What to work on: Identify each line below containing the string "produces" and copy it.

Front-end source files
────────────────
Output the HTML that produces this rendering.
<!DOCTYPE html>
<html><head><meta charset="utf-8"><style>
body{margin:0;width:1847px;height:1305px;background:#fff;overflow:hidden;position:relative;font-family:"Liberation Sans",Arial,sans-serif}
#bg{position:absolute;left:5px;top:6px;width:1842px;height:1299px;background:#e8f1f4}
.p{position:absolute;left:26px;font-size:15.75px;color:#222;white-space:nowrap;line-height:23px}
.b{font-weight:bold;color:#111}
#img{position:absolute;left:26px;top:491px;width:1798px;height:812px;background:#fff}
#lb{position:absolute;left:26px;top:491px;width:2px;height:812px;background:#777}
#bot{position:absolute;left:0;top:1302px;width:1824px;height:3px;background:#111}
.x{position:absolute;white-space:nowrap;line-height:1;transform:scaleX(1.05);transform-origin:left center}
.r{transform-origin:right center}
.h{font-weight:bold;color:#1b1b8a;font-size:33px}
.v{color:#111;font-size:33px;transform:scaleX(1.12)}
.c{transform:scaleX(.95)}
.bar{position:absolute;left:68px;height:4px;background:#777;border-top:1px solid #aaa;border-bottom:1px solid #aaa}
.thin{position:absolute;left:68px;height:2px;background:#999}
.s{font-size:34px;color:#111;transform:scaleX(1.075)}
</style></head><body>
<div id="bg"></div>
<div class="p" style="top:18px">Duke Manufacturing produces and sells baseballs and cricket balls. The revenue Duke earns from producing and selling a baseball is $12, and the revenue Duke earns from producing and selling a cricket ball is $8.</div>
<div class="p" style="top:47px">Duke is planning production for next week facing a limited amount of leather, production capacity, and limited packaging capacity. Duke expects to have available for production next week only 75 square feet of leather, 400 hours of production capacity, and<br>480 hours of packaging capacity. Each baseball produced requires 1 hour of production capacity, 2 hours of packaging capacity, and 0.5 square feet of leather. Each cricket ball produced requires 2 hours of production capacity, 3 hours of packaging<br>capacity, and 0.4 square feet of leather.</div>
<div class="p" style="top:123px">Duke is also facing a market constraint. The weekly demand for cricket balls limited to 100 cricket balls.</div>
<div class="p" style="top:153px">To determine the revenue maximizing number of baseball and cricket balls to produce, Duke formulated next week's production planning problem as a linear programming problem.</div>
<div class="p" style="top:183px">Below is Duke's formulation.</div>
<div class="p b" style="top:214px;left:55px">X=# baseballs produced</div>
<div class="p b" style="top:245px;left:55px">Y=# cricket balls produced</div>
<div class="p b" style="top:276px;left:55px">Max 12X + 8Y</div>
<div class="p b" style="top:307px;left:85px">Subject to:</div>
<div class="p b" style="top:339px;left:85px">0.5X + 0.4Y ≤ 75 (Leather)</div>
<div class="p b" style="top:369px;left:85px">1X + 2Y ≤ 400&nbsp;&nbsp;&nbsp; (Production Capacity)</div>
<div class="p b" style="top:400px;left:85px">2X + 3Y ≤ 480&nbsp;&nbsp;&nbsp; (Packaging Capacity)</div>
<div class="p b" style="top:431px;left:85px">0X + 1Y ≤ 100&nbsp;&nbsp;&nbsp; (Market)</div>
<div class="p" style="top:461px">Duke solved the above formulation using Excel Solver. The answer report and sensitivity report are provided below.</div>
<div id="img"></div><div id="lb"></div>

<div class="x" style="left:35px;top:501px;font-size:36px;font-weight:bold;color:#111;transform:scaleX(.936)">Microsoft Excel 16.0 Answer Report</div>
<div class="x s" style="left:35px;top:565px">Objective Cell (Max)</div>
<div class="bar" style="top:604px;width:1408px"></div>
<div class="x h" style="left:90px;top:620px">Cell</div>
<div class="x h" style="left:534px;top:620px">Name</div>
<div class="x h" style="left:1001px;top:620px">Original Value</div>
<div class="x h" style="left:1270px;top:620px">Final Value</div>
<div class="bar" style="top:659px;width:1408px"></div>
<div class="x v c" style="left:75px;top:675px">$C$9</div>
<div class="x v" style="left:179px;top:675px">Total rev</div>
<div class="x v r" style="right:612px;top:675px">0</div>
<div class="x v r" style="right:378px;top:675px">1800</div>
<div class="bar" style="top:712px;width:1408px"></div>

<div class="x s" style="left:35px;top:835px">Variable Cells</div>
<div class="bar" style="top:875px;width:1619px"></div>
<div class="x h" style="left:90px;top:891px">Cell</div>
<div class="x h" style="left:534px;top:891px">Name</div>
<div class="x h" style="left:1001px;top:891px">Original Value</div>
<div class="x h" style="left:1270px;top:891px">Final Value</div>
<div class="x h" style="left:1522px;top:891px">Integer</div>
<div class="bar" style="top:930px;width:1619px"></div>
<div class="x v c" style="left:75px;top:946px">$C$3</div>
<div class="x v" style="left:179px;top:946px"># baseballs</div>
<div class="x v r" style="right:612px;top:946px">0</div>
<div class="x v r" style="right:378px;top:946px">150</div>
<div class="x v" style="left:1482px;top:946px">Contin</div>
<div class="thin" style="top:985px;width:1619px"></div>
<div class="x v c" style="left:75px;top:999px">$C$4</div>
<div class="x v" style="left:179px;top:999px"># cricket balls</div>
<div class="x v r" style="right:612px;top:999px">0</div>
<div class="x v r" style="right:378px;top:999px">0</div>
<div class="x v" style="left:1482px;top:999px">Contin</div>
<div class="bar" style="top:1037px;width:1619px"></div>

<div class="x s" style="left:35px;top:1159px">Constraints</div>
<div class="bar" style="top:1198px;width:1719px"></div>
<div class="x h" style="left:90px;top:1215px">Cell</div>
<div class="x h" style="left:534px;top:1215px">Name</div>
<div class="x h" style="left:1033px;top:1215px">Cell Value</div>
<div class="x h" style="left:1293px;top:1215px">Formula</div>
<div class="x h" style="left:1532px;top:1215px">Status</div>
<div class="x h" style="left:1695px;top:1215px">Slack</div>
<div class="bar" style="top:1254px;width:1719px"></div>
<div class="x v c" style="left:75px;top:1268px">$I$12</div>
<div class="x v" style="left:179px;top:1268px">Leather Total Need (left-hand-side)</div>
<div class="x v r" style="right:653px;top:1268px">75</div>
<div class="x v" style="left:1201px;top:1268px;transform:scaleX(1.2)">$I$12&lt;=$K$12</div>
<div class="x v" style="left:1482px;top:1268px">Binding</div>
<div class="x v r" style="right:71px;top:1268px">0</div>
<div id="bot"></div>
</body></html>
────────────────
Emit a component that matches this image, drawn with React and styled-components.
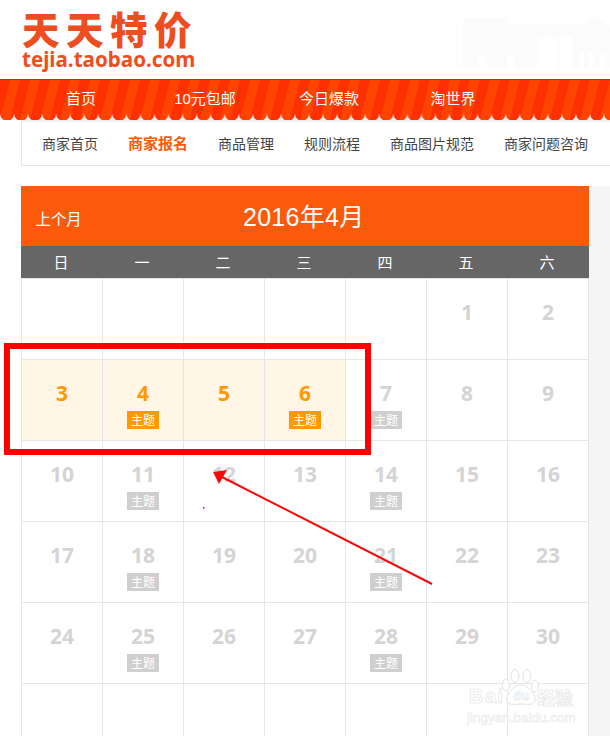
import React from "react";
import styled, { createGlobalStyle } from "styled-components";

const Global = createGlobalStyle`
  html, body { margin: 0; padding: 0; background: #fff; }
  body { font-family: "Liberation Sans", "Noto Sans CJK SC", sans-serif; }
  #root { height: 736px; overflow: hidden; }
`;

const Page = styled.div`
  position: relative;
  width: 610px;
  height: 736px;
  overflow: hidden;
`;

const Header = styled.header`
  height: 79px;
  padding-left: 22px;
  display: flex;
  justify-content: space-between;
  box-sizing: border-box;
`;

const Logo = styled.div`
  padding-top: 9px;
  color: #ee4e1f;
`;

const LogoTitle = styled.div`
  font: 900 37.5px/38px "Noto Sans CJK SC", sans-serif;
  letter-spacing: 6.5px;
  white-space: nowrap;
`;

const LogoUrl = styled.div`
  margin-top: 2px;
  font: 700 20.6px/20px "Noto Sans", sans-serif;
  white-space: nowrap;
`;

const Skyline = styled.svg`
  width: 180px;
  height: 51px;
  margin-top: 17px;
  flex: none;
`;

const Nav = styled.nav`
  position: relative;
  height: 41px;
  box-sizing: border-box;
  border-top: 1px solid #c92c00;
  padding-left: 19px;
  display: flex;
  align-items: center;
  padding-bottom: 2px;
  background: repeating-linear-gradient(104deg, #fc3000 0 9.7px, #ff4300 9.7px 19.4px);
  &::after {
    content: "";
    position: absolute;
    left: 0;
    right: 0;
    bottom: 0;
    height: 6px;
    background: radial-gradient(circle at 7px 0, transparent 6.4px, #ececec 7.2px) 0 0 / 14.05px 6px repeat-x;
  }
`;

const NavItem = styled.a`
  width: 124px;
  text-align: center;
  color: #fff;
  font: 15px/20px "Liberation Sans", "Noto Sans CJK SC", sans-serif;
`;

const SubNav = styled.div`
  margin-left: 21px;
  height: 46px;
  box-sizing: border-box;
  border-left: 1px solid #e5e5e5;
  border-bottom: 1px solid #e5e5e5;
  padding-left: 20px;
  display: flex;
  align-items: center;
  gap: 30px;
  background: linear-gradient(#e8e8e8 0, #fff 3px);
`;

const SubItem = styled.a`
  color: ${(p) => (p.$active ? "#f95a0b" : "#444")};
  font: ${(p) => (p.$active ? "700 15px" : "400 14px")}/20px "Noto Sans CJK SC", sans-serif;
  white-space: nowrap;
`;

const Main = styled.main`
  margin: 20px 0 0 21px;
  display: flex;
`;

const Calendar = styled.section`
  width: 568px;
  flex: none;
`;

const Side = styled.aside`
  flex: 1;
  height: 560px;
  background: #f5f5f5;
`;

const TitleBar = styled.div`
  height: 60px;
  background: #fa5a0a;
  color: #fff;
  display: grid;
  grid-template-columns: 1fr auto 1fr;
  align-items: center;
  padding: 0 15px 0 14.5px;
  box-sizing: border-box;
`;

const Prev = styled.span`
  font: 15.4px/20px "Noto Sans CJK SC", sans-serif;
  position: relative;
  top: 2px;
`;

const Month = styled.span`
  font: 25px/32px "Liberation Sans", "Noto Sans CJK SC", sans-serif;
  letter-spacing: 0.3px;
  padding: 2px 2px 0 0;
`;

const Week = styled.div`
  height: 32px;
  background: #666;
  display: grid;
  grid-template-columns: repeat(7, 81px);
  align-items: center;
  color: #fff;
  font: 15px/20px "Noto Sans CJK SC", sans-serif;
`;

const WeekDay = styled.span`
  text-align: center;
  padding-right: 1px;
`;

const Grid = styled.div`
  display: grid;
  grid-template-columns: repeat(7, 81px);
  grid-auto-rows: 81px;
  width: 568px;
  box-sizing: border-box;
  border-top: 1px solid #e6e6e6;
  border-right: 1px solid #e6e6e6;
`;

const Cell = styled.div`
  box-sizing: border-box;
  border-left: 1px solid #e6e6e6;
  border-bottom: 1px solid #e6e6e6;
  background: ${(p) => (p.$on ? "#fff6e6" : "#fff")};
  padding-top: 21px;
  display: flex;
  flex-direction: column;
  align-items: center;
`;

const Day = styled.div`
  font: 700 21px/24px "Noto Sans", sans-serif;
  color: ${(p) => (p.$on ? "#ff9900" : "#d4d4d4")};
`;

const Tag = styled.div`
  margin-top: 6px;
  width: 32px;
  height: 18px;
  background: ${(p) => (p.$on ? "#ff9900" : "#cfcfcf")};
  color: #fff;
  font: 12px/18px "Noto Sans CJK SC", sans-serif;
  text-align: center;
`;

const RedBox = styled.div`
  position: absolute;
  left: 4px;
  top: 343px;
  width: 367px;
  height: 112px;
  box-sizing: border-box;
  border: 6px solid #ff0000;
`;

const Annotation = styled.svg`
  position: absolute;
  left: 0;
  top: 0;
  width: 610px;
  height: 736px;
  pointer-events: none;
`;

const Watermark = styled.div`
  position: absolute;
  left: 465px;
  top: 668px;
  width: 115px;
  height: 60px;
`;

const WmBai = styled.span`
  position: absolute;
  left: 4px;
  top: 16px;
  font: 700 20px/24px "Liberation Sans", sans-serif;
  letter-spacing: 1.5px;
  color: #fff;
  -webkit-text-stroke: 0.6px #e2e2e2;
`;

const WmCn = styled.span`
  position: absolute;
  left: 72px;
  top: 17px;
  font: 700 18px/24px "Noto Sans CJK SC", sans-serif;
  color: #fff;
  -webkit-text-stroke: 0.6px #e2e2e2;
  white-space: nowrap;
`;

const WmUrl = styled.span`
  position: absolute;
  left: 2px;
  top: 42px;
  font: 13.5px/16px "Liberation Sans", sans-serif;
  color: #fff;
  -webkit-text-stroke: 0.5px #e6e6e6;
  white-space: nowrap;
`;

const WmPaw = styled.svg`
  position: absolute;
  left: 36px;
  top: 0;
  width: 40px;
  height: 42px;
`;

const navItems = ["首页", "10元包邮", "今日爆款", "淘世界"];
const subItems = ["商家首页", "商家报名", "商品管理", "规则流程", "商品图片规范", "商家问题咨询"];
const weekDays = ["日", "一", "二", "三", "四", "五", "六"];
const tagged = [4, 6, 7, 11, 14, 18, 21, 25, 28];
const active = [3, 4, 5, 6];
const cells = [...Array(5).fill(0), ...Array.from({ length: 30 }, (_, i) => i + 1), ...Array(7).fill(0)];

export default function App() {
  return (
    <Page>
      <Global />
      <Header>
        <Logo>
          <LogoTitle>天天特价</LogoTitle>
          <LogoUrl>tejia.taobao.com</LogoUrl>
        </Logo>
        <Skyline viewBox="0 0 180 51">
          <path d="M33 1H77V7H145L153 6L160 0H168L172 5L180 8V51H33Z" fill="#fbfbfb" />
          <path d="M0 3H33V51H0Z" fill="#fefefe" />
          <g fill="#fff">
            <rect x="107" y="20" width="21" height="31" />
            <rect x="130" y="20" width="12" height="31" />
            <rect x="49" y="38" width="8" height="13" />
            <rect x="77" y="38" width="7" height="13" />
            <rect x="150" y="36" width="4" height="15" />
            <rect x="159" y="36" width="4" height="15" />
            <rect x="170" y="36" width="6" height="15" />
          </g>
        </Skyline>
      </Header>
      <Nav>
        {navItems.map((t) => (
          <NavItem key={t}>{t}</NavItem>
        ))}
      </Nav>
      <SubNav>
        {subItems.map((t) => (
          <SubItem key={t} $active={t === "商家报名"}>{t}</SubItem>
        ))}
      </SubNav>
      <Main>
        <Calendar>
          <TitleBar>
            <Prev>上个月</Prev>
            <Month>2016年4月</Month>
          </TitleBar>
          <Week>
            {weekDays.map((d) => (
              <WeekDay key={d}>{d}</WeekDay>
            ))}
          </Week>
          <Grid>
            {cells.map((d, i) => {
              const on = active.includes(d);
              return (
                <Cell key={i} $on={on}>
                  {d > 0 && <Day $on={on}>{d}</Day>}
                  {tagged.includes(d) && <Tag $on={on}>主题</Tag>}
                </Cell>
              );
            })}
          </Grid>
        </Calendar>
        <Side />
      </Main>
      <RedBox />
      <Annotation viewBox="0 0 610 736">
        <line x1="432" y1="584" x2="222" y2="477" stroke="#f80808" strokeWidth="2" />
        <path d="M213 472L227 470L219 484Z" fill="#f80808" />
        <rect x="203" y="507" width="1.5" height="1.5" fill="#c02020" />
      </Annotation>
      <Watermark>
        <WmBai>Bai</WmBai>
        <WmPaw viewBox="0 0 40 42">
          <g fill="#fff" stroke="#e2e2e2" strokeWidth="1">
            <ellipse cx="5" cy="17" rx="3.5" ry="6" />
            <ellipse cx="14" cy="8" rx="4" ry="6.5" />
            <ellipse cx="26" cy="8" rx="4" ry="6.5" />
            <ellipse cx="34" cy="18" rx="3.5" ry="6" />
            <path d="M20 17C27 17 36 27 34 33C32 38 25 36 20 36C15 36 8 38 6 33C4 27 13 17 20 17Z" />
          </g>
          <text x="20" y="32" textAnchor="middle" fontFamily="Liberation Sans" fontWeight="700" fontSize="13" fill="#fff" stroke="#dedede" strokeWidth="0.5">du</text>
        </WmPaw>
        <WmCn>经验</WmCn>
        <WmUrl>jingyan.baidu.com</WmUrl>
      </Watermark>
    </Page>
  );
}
────────────────
In response:
Output the HTML that produces this rendering.
<div class="p" style="top:18px">Duke Manufacturing produces and sells baseballs and cricket balls. The revenue Duke earns from producing and selling a baseball is $12, and the revenue Duke earns from producing and selling a cricket ball is $8.</div>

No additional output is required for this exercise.